Oh if I had time I'd definitely do it, but I'm pushing it already leaving the wife at home with both kids, the tough part about these out-of-the-way spots is that travel time is extended. If I was going to Utah, I can get 3 days on the slopes in 3 days, with an early flight and a late return. It would be hell, but it would be possible! Going to ID, MT, or basically anywhere north or west of SLC basically requires that you burn a day on each end for travel, layover, etc., so 3 days on snow becomes a 5 day jaunt, more time off work, more time away from home...

#firstworldproblems , I guess.


----------



## kalev (Dec 17, 2013)

david_z said:


> Oh if I had time I'd definitely do it, but I'm pushing it already leaving the wife at home with both kids, the tough part about these out-of-the-way spots is that travel time is extended. If I was going to Utah, I can get 3 days on the slopes in 3 days, with an early flight and a late return. It would be hell, but it would be possible! Going to ID, MT, or basically anywhere north or west of SLC basically requires that you burn a day on each end for travel, layover, etc., so 3 days on snow becomes a 5 day jaunt, more time off work, more time away from home...
> 
> #firstworldproblems , I guess.


Yeah I totally get it. I lived in the Kootenays (BC) for a few years and the remoteness was definitely the best and worst part of it. Had to travel occasionally for work and would often get stuck in airports for days on end or have 36 hour marathon travel days (think planes, trains & automobiles).

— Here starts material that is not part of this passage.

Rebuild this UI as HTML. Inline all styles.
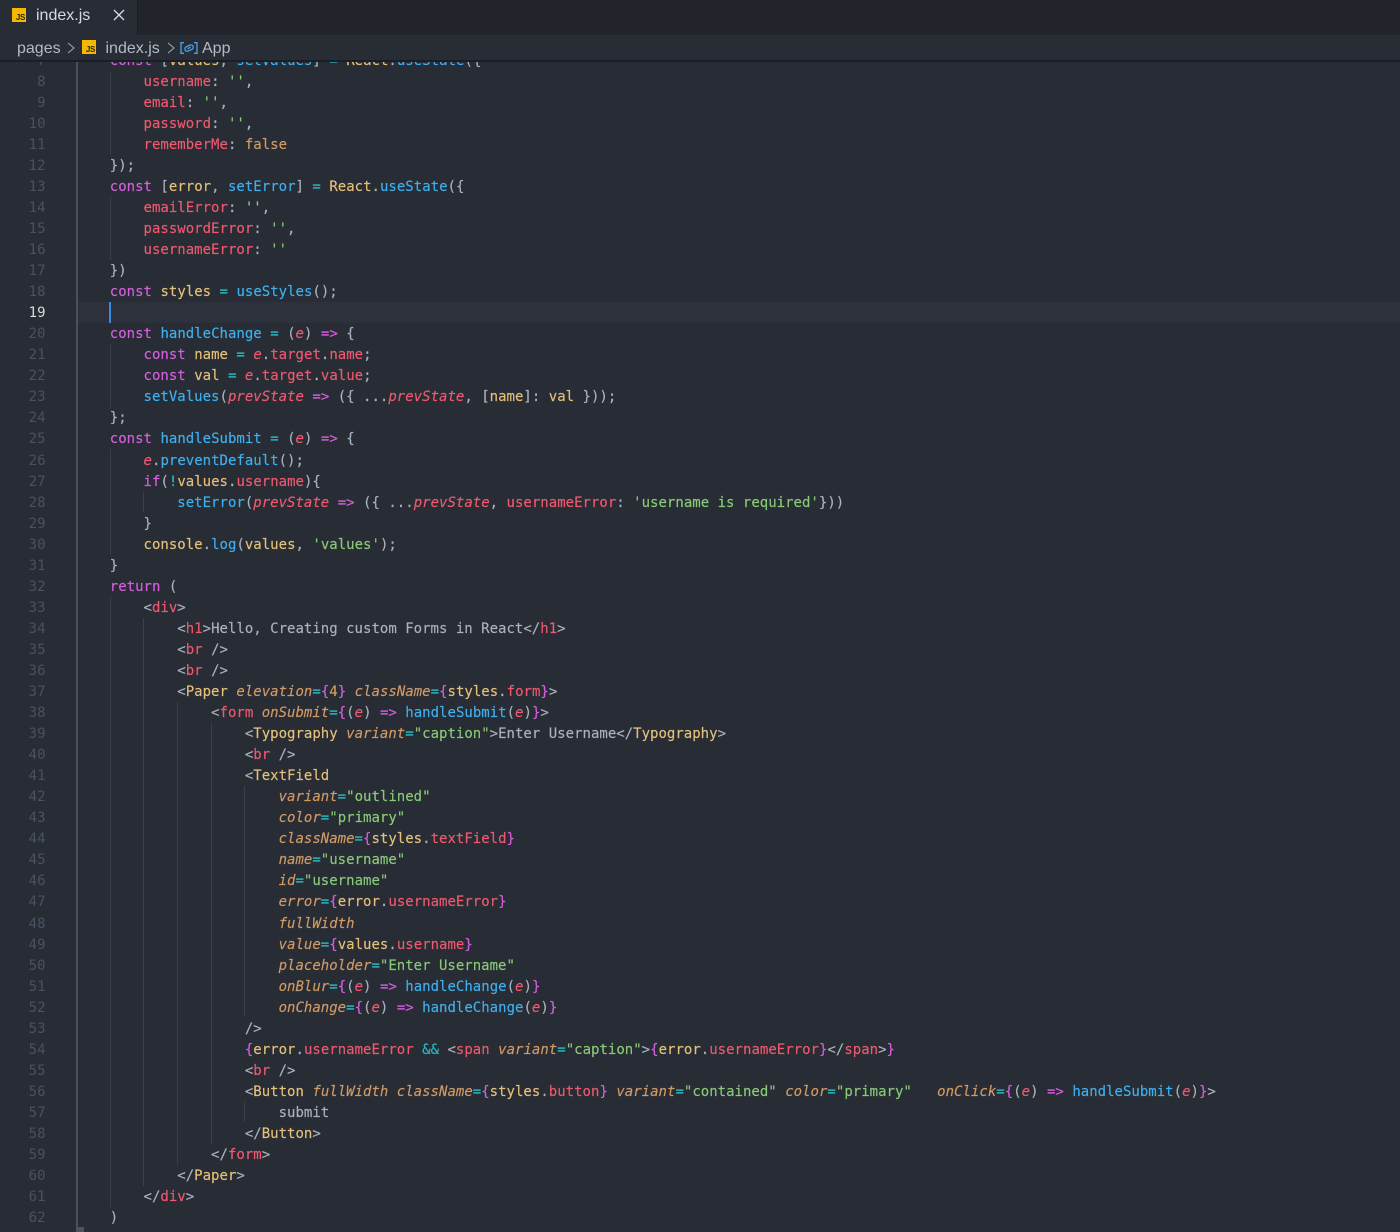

Sadly I never made it to Idaho, but word on the street was that Schweitzer is amazing - especially if you hit it during / after a storm cycle. Endless snow, no crowds and really nice / laid-back people

Have fun!


----------



## Parkerross (Nov 9, 2012)

Go to snowbasin stay out of powmow its sucks here...


----------



## Clayton Bigsby (Oct 23, 2012)

If you end up at Silver, don't stay at the lodge/Hotel, give Francy at Kellogg Vacation Rentals (or Homes can't remember), we stayed in Kellogg every time we did the Cat trip in Cataldo, she has numerous vacation homes for rent at super low prices. The last time we went we rent a 3 bedroom house full bath, kitchen and hot tub 2 blocks from the chairlift at $63 per night, not person per night, PER NIGHT.


----------



## david_z (Dec 14, 2009)

Clayton Bigsby said:


> If you end up at Silver, don't stay at the lodge/Hotel, give Francy at Kellogg Vacation Rentals (or Homes can't remember), we stayed in Kellogg every time we did the Cat trip in Cataldo, she has numerous vacation homes for rent at super low prices. The last time we went we rent a 3 bedroom house full bath, kitchen and hot tub 2 blocks from the chairlift at $63 per night, not person per night, PER NIGHT.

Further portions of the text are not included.